De tous les problèmes qui s'imposent à l'attention publique, ceux qui touchent à l'organisation du travail sont aujourd'hui les plus graves et les plus inquiétants. Le malaise dont souffre l'industrie va chaque jour s'accentuant et se traduit par la fréquence des grèves qui se sont, en ces derniers temps, multipliées et étendues dans des proportions formidables. Elles ne s'assoupissent sur un point que pour renaître sur un autre, à Paris, à Calais, à Chalons, à Montceau, à Marseille.
Les chiffres sont ici d'une singulière éloquence. En 1890, on avait eu dans l'année 313 grèves. En 1899, on en relève 740, ayant interrompu le travail dans 4200 établissements et réduit à l'inaction 176 826 personnes. Pour 1900, les neufs premiers mois, à eux seuls, ont vu éclater 625 grèves entraînant le chômage pour 160 000 personnes.
Ce qui accélère les progrès du mal, c'est qu'on s'applique à l'envi à embrouiller la question. On la trouble et on la défigure en y introduisant des éléments étrangers, en y mêlant la passion. Aussi y a-t-il urgence à fixer du moins quelques idées directrices et à s'entendre sur les principes.

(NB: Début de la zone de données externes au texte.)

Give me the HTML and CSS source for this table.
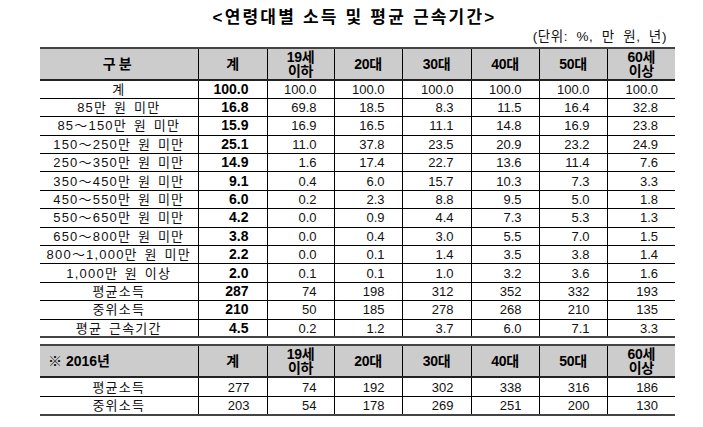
FILE: index.html
```html
<!DOCTYPE html>
<html lang="ko">
<head>
<meta charset="utf-8">
<link rel="stylesheet" href="styles.css">
</head>
<body>
<div class="page">
  <h1 class="title">&lt;연령대별 소득 및 평균 근속기간&gt;</h1>
  <p class="unit">(단위: %, 만 원, 년)</p>
  <table class="stats main">
    <colgroup>
      <col class="c-label"><col class="c-total"><col class="c-19"><col class="c-n"><col class="c-total"><col class="c-n"><col class="c-n"><col class="c-n">
    </colgroup>
    <thead>
      <tr><th class="h-label">구분</th><th>계</th><th class="two">19세<br>이하</th><th>20대</th><th>30대</th><th>40대</th><th>50대</th><th class="two">60세<br>이상</th></tr>
    </thead>
    <tbody>
      <tr><td class="lbl">계</td><td class="tot">100.0</td><td>100.0</td><td>100.0</td><td>100.0</td><td>100.0</td><td>100.0</td><td>100.0</td></tr>
      <tr><td class="lbl">85만 원 미만</td><td class="tot">16.8</td><td>69.8</td><td>18.5</td><td>8.3</td><td>11.5</td><td>16.4</td><td>32.8</td></tr>
      <tr><td class="lbl">85～150만 원 미만</td><td class="tot">15.9</td><td>16.9</td><td>16.5</td><td>11.1</td><td>14.8</td><td>16.9</td><td>23.8</td></tr>
      <tr><td class="lbl">150～250만 원 미만</td><td class="tot">25.1</td><td>11.0</td><td>37.8</td><td>23.5</td><td>20.9</td><td>23.2</td><td>24.9</td></tr>
      <tr><td class="lbl">250～350만 원 미만</td><td class="tot">14.9</td><td>1.6</td><td>17.4</td><td>22.7</td><td>13.6</td><td>11.4</td><td>7.6</td></tr>
      <tr><td class="lbl">350～450만 원 미만</td><td class="tot">9.1</td><td>0.4</td><td>6.0</td><td>15.7</td><td>10.3</td><td>7.3</td><td>3.3</td></tr>
      <tr><td class="lbl">450～550만 원 미만</td><td class="tot">6.0</td><td>0.2</td><td>2.3</td><td>8.8</td><td>9.5</td><td>5.0</td><td>1.8</td></tr>
      <tr><td class="lbl">550～650만 원 미만</td><td class="tot">4.2</td><td>0.0</td><td>0.9</td><td>4.4</td><td>7.3</td><td>5.3</td><td>1.3</td></tr>
      <tr><td class="lbl">650～800만 원 미만</td><td class="tot">3.8</td><td>0.0</td><td>0.4</td><td>3.0</td><td>5.5</td><td>7.0</td><td>1.5</td></tr>
      <tr><td class="lbl">800～1,000만 원 미만</td><td class="tot">2.2</td><td>0.0</td><td>0.1</td><td>1.4</td><td>3.5</td><td>3.8</td><td>1.4</td></tr>
      <tr><td class="lbl">1,000만 원 이상</td><td class="tot">2.0</td><td>0.1</td><td>0.1</td><td>1.0</td><td>3.2</td><td>3.6</td><td>1.6</td></tr>
      <tr><td class="lbl">평균소득</td><td class="tot">287</td><td>74</td><td>198</td><td>312</td><td>352</td><td>332</td><td>193</td></tr>
      <tr><td class="lbl">중위소득</td><td class="tot">210</td><td>50</td><td>185</td><td>278</td><td>268</td><td>210</td><td>135</td></tr>
      <tr><td class="lbl">평균 근속기간</td><td class="tot">4.5</td><td>0.2</td><td>1.2</td><td>3.7</td><td>6.0</td><td>7.1</td><td>3.3</td></tr>
    </tbody>
  </table>
  <table class="stats prev">
    <colgroup>
      <col class="c-label"><col class="c-total"><col class="c-19"><col class="c-n"><col class="c-total"><col class="c-n"><col class="c-n"><col class="c-n">
    </colgroup>
    <thead>
      <tr><th class="h-year">※ 2016년</th><th>계</th><th class="two">19세<br>이하</th><th>20대</th><th>30대</th><th>40대</th><th>50대</th><th class="two">60세<br>이상</th></tr>
    </thead>
    <tbody>
      <tr><td class="lbl">평균소득</td><td>277</td><td>74</td><td>192</td><td>302</td><td>338</td><td>316</td><td>186</td></tr>
      <tr><td class="lbl">중위소득</td><td>203</td><td>54</td><td>178</td><td>269</td><td>251</td><td>200</td><td>130</td></tr>
    </tbody>
  </table>
</div>
</body>
</html>
```

FILE: styles.css
```css
html, body {
  margin: 0;
  padding: 0;
  background: #fff;
}

body {
  font-family: "Liberation Sans", "Noto Sans CJK KR", sans-serif;
  color: #000;
}

.page {
  width: 635px;
  margin-left: 40px;
}

.title {
  margin: 0;
  padding-top: 8px;
  font-size: 17px;
  line-height: 20px;
  font-weight: bold;
  text-align: center;
  letter-spacing: 2.2px;
  padding-right: 6px;
}

.unit {
  margin: 2px 0 0;
  font-size: 13.5px;
  line-height: 14px;
  text-align: right;
  padding-right: 8px;
  letter-spacing: 0.6px;
  word-spacing: 4px;
  color: #111;
}

.stats {
  width: 635px;
  border-collapse: collapse;
  table-layout: fixed;
}

.main {
  margin-top: 3px;
}

.prev {
  margin-top: 6px;
}

.c-label { width: 158px; }
.c-total { width: 69px; }
.c-19 { width: 67px; }
.c-n { width: 68px; }

.stats thead tr {
  border-top: 2px solid #444;
  border-bottom: 2px solid #222;
  height: 32px;
}

.stats th {
  background: #cccccc;
  font-size: 14px;
  line-height: 14px;
  font-weight: bold;
  padding: 0;
  text-align: center;
  border-left: 1px solid #000;
  letter-spacing: -0.3px;
}

.stats th.two {
  line-height: 14.5px;
}

.stats th:first-child,
.stats td:first-child {
  border-left: none;
}

.stats .h-label {
  letter-spacing: 3px;
}

.stats .h-year {
  text-align: left;
  padding-left: 8px;
  letter-spacing: 0;
}

.stats tbody tr {
  height: 18.4px;
}

.prev tbody tr {
  height: 19px;
}

.stats tbody tr:last-child {
  border-bottom: 2px solid #444;
}

.stats td {
  padding: 0 17px 0 0;
  font-size: 13px;
  line-height: 15px;
  text-align: right;
  border-left: 1px solid #000;
  border-top: 1px solid #000;
  color: #111;
}

.stats tbody tr:first-child td {
  border-top: none;
}

.stats td.lbl {
  text-align: center;
  padding: 0;
  letter-spacing: 1.2px;
  word-spacing: 2px;
  white-space: nowrap;
}

.stats td.tot {
  font-weight: bold;
  font-size: 14px;
  color: #000;
  padding-right: 18px;
}
```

Le droit au travail est le premier des droits de l'homme.
Il y a d'abord une notion qui doit dominer toute la discussion, un principe qui prime tous les autres, c'est que l'homme a droit au travail, que rien ne saurait prévaloir contre l'exercice de ce droit, que toute atteinte qui y est portée est criminelle.

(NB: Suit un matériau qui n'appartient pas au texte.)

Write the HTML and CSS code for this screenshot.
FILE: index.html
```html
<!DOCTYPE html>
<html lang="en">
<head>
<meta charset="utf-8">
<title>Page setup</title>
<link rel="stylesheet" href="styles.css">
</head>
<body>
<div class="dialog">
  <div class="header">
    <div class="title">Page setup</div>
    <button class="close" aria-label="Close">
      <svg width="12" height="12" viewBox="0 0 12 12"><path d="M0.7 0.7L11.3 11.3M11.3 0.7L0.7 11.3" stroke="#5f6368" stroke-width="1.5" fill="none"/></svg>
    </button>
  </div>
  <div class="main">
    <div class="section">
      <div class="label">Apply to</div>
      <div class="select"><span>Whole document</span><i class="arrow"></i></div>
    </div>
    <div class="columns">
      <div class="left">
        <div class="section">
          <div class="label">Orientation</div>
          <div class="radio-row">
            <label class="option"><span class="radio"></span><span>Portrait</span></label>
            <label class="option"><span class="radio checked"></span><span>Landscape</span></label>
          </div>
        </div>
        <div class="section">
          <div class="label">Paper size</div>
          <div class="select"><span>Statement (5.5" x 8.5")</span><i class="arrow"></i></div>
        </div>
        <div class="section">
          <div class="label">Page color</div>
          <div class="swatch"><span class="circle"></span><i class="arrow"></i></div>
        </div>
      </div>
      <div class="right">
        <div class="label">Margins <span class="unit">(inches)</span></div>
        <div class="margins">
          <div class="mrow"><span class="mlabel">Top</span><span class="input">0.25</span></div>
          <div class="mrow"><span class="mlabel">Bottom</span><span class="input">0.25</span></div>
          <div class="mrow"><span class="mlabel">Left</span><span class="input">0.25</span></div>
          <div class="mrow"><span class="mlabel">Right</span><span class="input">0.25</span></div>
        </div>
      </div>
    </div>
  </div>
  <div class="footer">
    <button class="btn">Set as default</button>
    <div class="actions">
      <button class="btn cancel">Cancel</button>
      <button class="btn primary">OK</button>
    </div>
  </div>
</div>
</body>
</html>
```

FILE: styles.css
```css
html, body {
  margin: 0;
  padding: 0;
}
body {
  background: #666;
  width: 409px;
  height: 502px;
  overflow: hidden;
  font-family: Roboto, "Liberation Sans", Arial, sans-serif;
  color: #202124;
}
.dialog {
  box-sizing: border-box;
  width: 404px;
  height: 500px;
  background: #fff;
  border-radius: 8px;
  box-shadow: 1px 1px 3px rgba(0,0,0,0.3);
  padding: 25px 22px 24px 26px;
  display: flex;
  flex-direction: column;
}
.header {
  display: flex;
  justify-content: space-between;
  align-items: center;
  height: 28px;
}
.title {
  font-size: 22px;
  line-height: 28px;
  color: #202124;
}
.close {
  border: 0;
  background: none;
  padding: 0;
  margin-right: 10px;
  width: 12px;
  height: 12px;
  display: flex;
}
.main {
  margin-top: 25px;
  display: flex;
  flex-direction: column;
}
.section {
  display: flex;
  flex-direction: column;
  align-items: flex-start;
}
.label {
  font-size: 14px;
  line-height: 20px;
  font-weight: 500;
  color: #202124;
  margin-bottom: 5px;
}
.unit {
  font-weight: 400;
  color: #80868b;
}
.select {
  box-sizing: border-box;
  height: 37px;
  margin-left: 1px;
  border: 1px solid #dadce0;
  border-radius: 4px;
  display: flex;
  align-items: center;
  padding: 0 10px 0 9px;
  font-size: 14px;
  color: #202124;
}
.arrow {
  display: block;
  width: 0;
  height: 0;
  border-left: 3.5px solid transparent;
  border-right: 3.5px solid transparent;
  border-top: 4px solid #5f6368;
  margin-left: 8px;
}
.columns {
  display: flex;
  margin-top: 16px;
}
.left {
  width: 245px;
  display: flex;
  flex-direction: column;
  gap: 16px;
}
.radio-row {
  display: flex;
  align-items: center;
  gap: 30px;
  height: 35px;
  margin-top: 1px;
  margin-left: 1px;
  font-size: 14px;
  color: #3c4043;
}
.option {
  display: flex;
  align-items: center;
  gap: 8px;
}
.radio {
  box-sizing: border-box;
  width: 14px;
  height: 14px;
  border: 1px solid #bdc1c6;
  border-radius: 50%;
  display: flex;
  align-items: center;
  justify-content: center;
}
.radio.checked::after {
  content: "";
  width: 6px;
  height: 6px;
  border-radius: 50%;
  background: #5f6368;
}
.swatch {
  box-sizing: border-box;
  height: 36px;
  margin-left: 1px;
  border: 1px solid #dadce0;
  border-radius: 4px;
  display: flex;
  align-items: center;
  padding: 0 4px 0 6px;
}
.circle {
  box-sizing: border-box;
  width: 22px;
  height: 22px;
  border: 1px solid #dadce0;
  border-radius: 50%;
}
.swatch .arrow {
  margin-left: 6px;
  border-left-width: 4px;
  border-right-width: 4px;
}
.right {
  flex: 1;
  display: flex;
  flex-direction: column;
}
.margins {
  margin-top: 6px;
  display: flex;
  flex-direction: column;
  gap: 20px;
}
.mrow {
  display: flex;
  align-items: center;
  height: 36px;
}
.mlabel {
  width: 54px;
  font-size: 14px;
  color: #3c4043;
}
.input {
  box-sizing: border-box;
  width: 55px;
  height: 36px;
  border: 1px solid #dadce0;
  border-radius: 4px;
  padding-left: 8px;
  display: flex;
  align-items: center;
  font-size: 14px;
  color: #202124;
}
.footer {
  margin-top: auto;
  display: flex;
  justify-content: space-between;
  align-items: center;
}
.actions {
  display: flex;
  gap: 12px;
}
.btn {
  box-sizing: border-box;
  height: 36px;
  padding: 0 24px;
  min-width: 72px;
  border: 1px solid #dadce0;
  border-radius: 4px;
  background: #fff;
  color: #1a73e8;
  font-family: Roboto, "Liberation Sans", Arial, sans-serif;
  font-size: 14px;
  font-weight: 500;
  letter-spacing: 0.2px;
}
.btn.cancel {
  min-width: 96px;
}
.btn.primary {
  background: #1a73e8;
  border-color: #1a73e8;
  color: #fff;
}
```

Parmi les droits de l'homme, celui-là est sans conteste le premier. Inhérent à la condition même de l'humanité, il ne résulte d'aucune loi écrite, d'aucune convention sociale: il découle de la nature. De même que l'homme primitif n'a subsisté qu'en arrachant à la terre sa nourriture, de même l'homme d'aujourd'hui doit pouvoir, par son labeur, gagner sa vie et celle des siens. A ce droit se rattachent tous les autres, et ils n'en sont que les conséquences. C'est pour avoir fait de mon activité un usage viril que je suis vraiment un homme. C'est parce que je gagne mon pain en travaillant que je suis libre. C'est parce que je nourris ma famille que je suis le chef de cette famille.

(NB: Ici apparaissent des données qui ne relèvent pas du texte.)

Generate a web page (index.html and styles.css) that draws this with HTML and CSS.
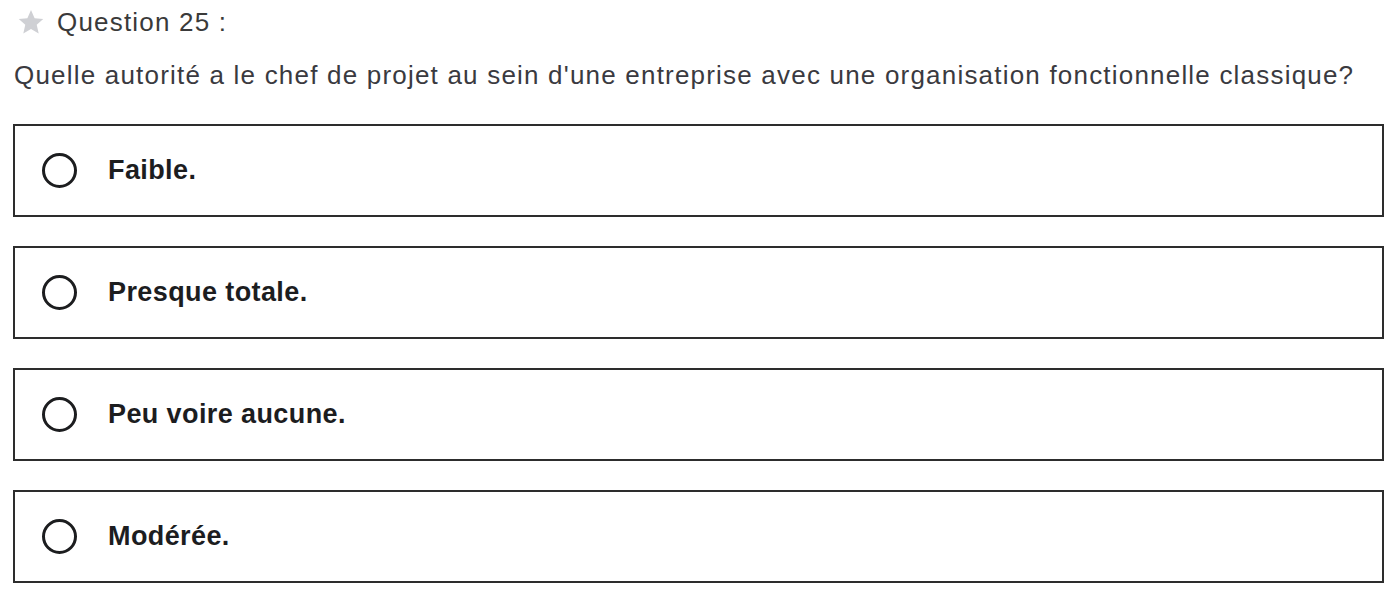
FILE: index.html
```html
<!DOCTYPE html>
<html lang="fr">
<head>
<meta charset="utf-8">
<title>Question 25</title>
<link rel="stylesheet" href="styles.css">
</head>
<body>
<div class="quiz">
  <div class="q-header">
    <svg class="star" viewBox="0 0 24 24" width="28" height="28" aria-hidden="true">
      <path d="M12 1.8l3.1 6.9 7.4.7-5.6 5 1.7 7.4L12 17.9l-6.6 3.9 1.7-7.4-5.6-5 7.4-.7z" fill="#cfd0d4"/>
    </svg>
    <span class="q-label">Question 25 :</span>
  </div>
  <p class="q-text">Quelle autorité a le chef de projet au sein d'une entreprise avec une organisation fonctionnelle classique?</p>
  <div class="options">
    <label class="option"><span class="radio"></span><span class="opt-text">Faible.</span></label>
    <label class="option"><span class="radio"></span><span class="opt-text">Presque totale.</span></label>
    <label class="option"><span class="radio"></span><span class="opt-text">Peu voire aucune.</span></label>
    <label class="option"><span class="radio"></span><span class="opt-text">Modérée.</span></label>
  </div>
</div>
</body>
</html>
```
FILE: styles.css
```css
html, body {
  margin: 0;
  padding: 0;
  background: #ffffff;
}
.quiz {
  width: 1371px;
  margin-left: 13px;
  font-family: "Liberation Sans", Arial, sans-serif;
}
.q-header {
  display: flex;
  align-items: center;
  height: 44px;
  padding-left: 4px;
}
.star {
  display: block;
  margin-right: 12px;
}
.q-label {
  font-size: 26px;
  letter-spacing: 1.2px;
  color: #3a3a3a;
}
.q-text {
  margin: 0;
  padding-top: 15px;
  height: 80px;
  font-size: 26px;
  letter-spacing: 1.2px;
  line-height: 32px;
  color: #3a3a40;
  padding-left: 1px;
  box-sizing: border-box;
  white-space: nowrap;
}
.options {
  display: flex;
  flex-direction: column;
  gap: 29px;
}
.option {
  display: flex;
  align-items: center;
  height: 93px;
  box-sizing: border-box;
  border: 2px solid #2d2d2d;
  padding-left: 27px;
}
.radio {
  width: 35px;
  height: 35px;
  box-sizing: border-box;
  border: 3px solid #1c1d1f;
  border-radius: 50%;
  margin-right: 31px;
  flex: none;
}
.opt-text {
  font-size: 27px;
  font-weight: bold;
  letter-spacing: 0.4px;
  color: #1c1d1f;
}
```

Le droit au travail est un droit de l'individu: il ne peut lui être enlevé par personne et au nom d'aucun raisonnement. C'est ici le domaine sacré au seuil duquel expire le pouvoir d'autrui. Dans quelques conditions que ce soit et quand dix mille hommes refuseraient pour eux-mêmes le travail, si un seul homme veut travailler, il en a le droit. Et la société est obligée de lui garantir le libre exercice de ce droit.
Le droit de grève et son fonctionnement normal.
Le droit au travail est-il en contradiction avec le droit de grève? nullement.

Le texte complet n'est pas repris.